Colin from Wareham back to Kimmeridge, and then over the range. Terrain hilly but good views. Raining by lunch at Lulworth Cove (pebble beach and pasties on the hoof). Durdle Door, Osmington Mills and finally to Chipperville. Small B&B under new ownership. Supper at pub where biggest decision was where to sit (determined by what was on various TV’s – football/Norwich?).

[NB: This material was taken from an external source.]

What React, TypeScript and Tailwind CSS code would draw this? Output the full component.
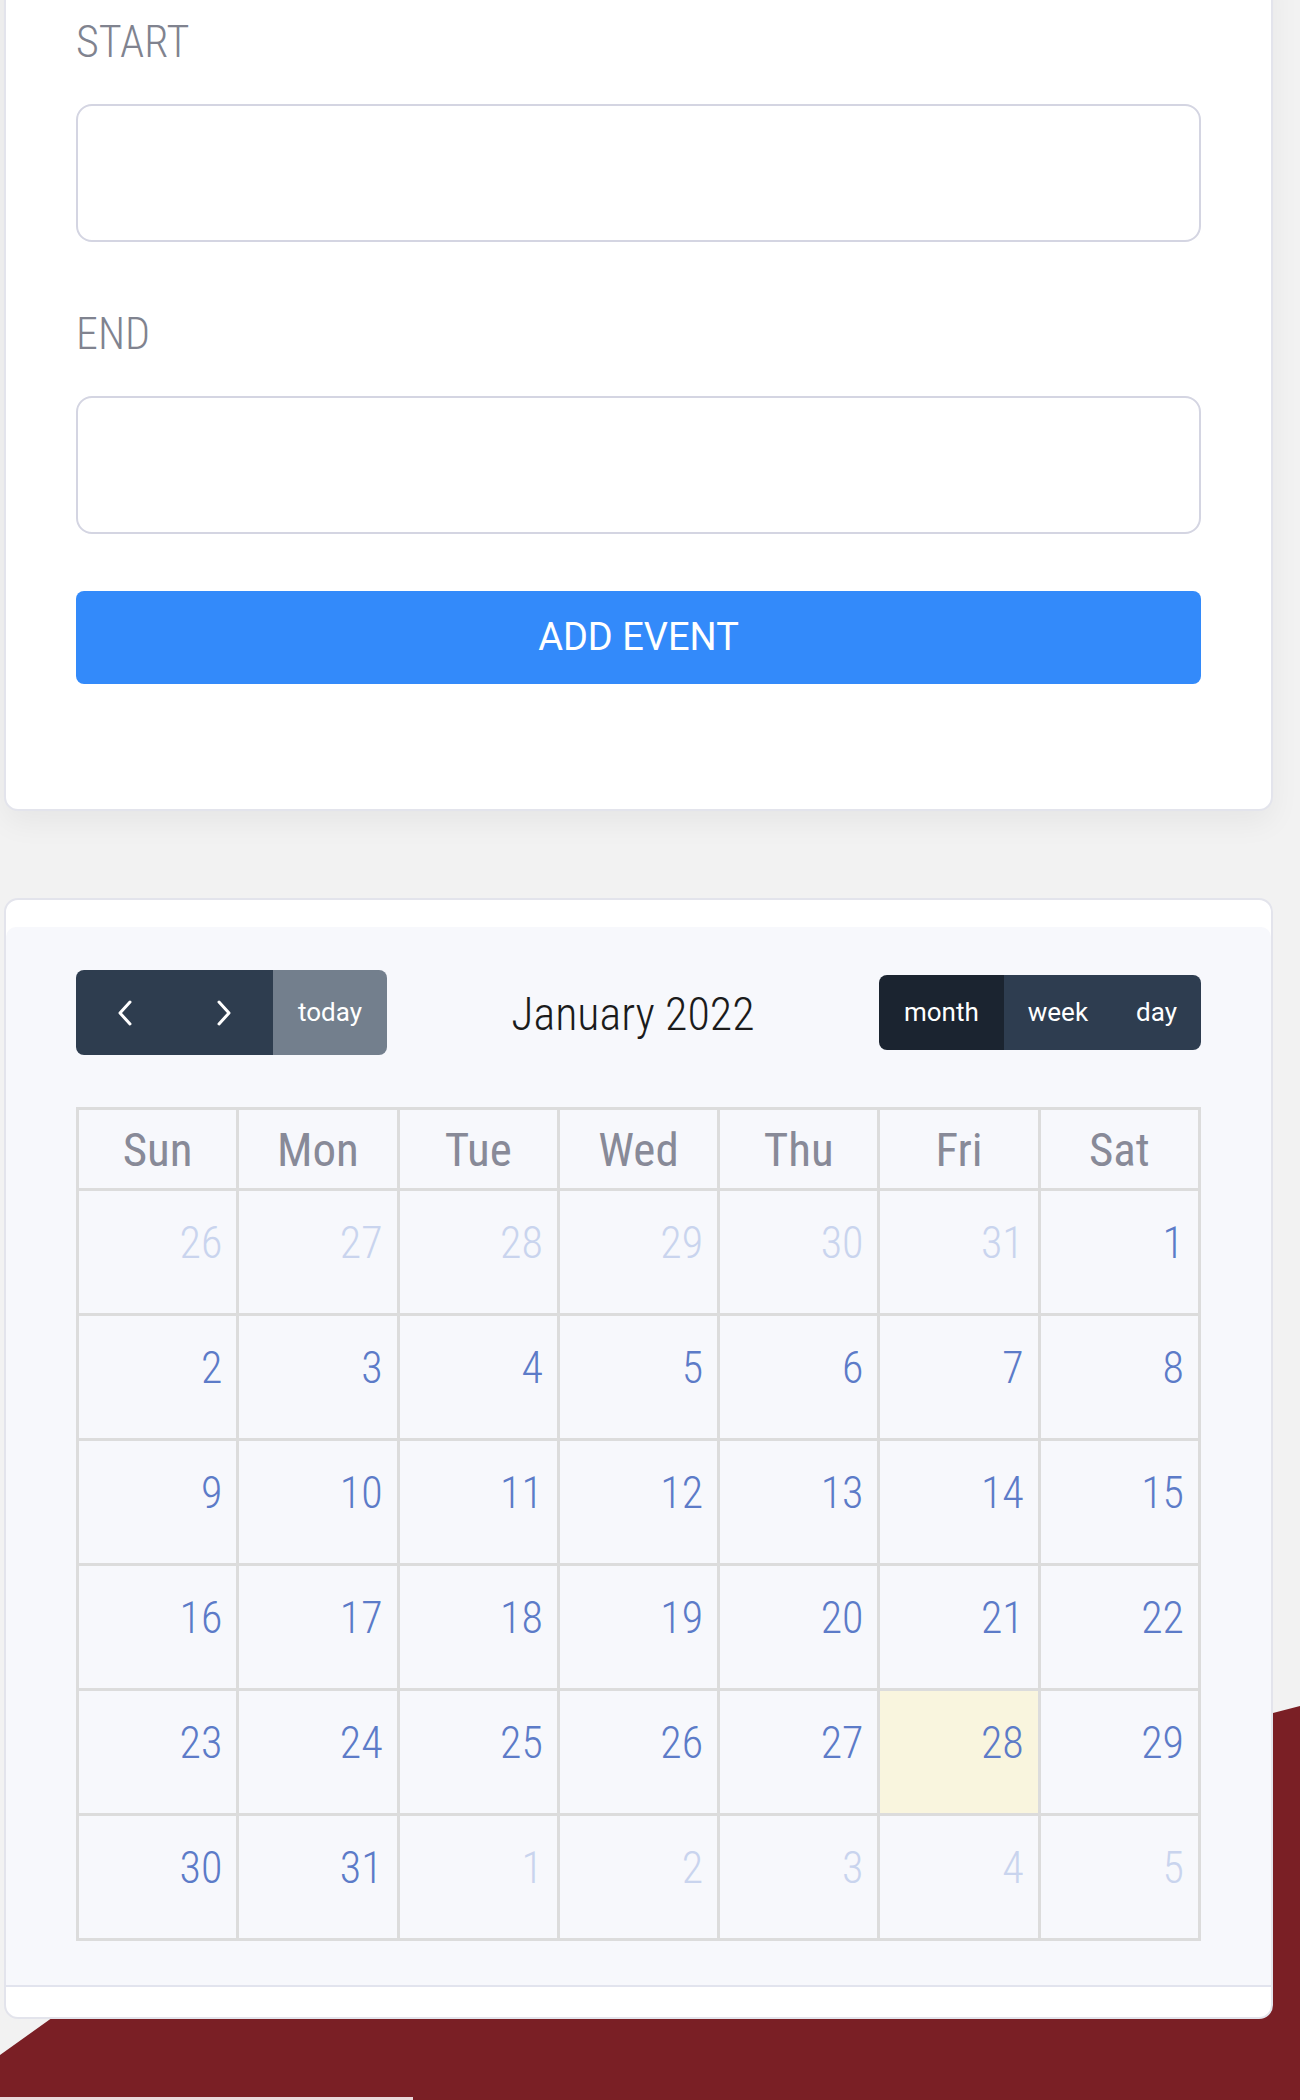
const weeks: { d: number; other?: boolean; today?: boolean }[][] = [
  [{ d: 26, other: true }, { d: 27, other: true }, { d: 28, other: true }, { d: 29, other: true }, { d: 30, other: true }, { d: 31, other: true }, { d: 1 }],
  [2, 3, 4, 5, 6, 7, 8].map((d) => ({ d })),
  [9, 10, 11, 12, 13, 14, 15].map((d) => ({ d })),
  [16, 17, 18, 19, 20, 21, 22].map((d) => ({ d })),
  [23, 24, 25, 26, 27, 28, 29].map((d) => ({ d, today: d === 28 })),
  [{ d: 30 }, { d: 31 }, { d: 1, other: true }, { d: 2, other: true }, { d: 3, other: true }, { d: 4, other: true }, { d: 5, other: true }],
];

const days = ["Sun", "Mon", "Tue", "Wed", "Thu", "Fri", "Sat"];

function Chevron({ dir }: { dir: "left" | "right" }) {
  return (
    <svg width="16" height="26" viewBox="0 0 16 26" fill="none">
      <polyline
        points={dir === "left" ? "13,2 3,13 13,24" : "3,2 13,13 3,24"}
        stroke="white"
        strokeWidth="3"
        strokeLinecap="round"
        strokeLinejoin="round"
      />
    </svg>
  );
}

function EventForm() {
  return (
    <div className="relative z-10 ml-[4px] w-[1269px] -mt-[40px] bg-white border-2 border-[#e3e4ec] rounded-[14px] px-[70px] pt-[50px] pb-[125px] shadow-[0_12px_30px_rgba(0,0,0,0.05)]">
      <label className="block h-[60px] leading-[60px] text-[44px] font-light text-[#80838f] font-['Roboto_Condensed','Liberation_Sans_Narrow',sans-serif]">
        START
      </label>
      <input className="block mt-[32px] w-full h-[138px] border-2 border-[#d4d5e2] rounded-[16px] bg-white outline-none" />
      <label className="block mt-[62px] h-[60px] leading-[60px] text-[44px] font-light text-[#80838f] font-['Roboto_Condensed','Liberation_Sans_Narrow',sans-serif]">
        END
      </label>
      <input className="block mt-[32px] w-full h-[138px] border-2 border-[#d4d5e2] rounded-[16px] bg-white outline-none" />
      <button className="mt-[57px] w-full h-[93px] rounded-[8px] bg-[#338afa] text-white text-[38px] font-['Roboto',sans-serif]">
        ADD EVENT
      </button>
    </div>
  );
}

function Calendar() {
  return (
    <div className="relative z-10 ml-[4px] mt-[87px] w-[1269px] bg-white border-2 border-[#e3e4ec] rounded-[14px] pt-[27px] pb-[30px]">
      <div className="bg-[#f7f8fc] rounded-t-[10px] border-b-2 border-[#e2e4ee] px-[70px] pt-[43px] pb-[44px]">
        <div className="flex h-[85px] items-center justify-between font-['Roboto',sans-serif] text-[26px] text-white">
          <div className="flex h-[85px] rounded-[8px] overflow-hidden">
            <button className="flex w-[98px] items-center justify-center bg-[#2e3d4f]">
              <Chevron dir="left" />
            </button>
            <button className="flex w-[99px] items-center justify-center bg-[#2e3d4f]">
              <Chevron dir="right" />
            </button>
            <button className="w-[114px] bg-[#737f8d]">today</button>
          </div>
          <h2 className="mt-[3px] text-[46px] font-light text-[#1b1b1b] font-['Roboto_Condensed','Liberation_Sans_Narrow',sans-serif]">
            January 2022
          </h2>
          <div className="flex h-[75px] rounded-[8px] overflow-hidden">
            <button className="px-[25px] bg-[#1b2430]">month</button>
            <button className="px-[24px] bg-[#2e3d50]">week</button>
            <button className="px-[24px] bg-[#2e3d50]">day</button>
          </div>
        </div>

        <div className="mt-[52px] grid grid-cols-7 gap-[3px] p-[3px] bg-[#dcdcdc] font-['Roboto_Condensed','Liberation_Sans_Narrow',sans-serif]">
          {days.map((day) => (
            <div key={day} className="flex h-[78px] items-center justify-center pt-[3px] bg-[#f7f8fc] text-[47px] text-[#888a98]">
              {day}
            </div>
          ))}
          {weeks.flat().map((cell, i) => (
            <div
              key={i}
              className={`h-[122px] pt-[30px] pr-[14px] text-right text-[44px] leading-none font-light ${
                cell.today ? "bg-[#f9f5de]" : "bg-[#f7f8fc]"
              } ${cell.other ? "text-[#c9d4ee]" : "text-[#5c7bc8]"}`}
            >
              {cell.d}
            </div>
          ))}
        </div>
      </div>
    </div>
  );
}

export default function App() {
  return (
    <main className="relative h-[2100px] w-[1300px] overflow-hidden bg-[#f2f2f2]">
      <svg className="absolute left-0 top-0" width="1300" height="2100" viewBox="0 0 1300 2100">
        <polygon points="70,2005 1273,1713 1300,1706 1300,2100 0,2100 0,2055" fill="#7a1f25" />
      </svg>
      <div className="absolute left-0 bottom-0 h-[3px] w-[413px] bg-[#ead8da]" />
      <EventForm />
      <Calendar />
    </main>
  );
}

Day 2: St Alban’s Head to Kimmeridge 6th April 2011

Short stroll in beautiful weather to eastern edge of gunnery range. BP nodding donkey. Discovered capacity of oil road tanker. Questions raised over economics of oil production, refining and transportation which haven’t as yet been satisfactorily answered. Refreshment at cafe in Kimmeridge (no pubs) then off piste walk over hills (Purbeck Way?) to Corfe Castle. Views over Poole Harbour. Bus back to Wareham. Trains a shambles

Day 1: South Haven Point to St Alban’s Head 5th April 2011

On time at Bournemouth but discovered Lulworth Gunnery Range wouldn’t be open for day 2. Colin to Sanbanks and bit breezy on ferry. Struggle to find early stages of walk (beach or dunes?) but relatively easy start. Lunch at pub in Swanage. Wind picked up in afternoon. Decided not to leave path at Winspit for Worth Maltravers B&B but to continue round St Alban’s Head to West Hill which meant we encountered first steep upper and downer at end of day. Bit of a walk to B&B. Tucker, then spent evening at Square & Compass (the single most identifiable symbol of freemasonry apparently). Cider, cider brandy, Spanish food, and over attentive hounds. First airing of who’s won 90+ international rugby caps quiz.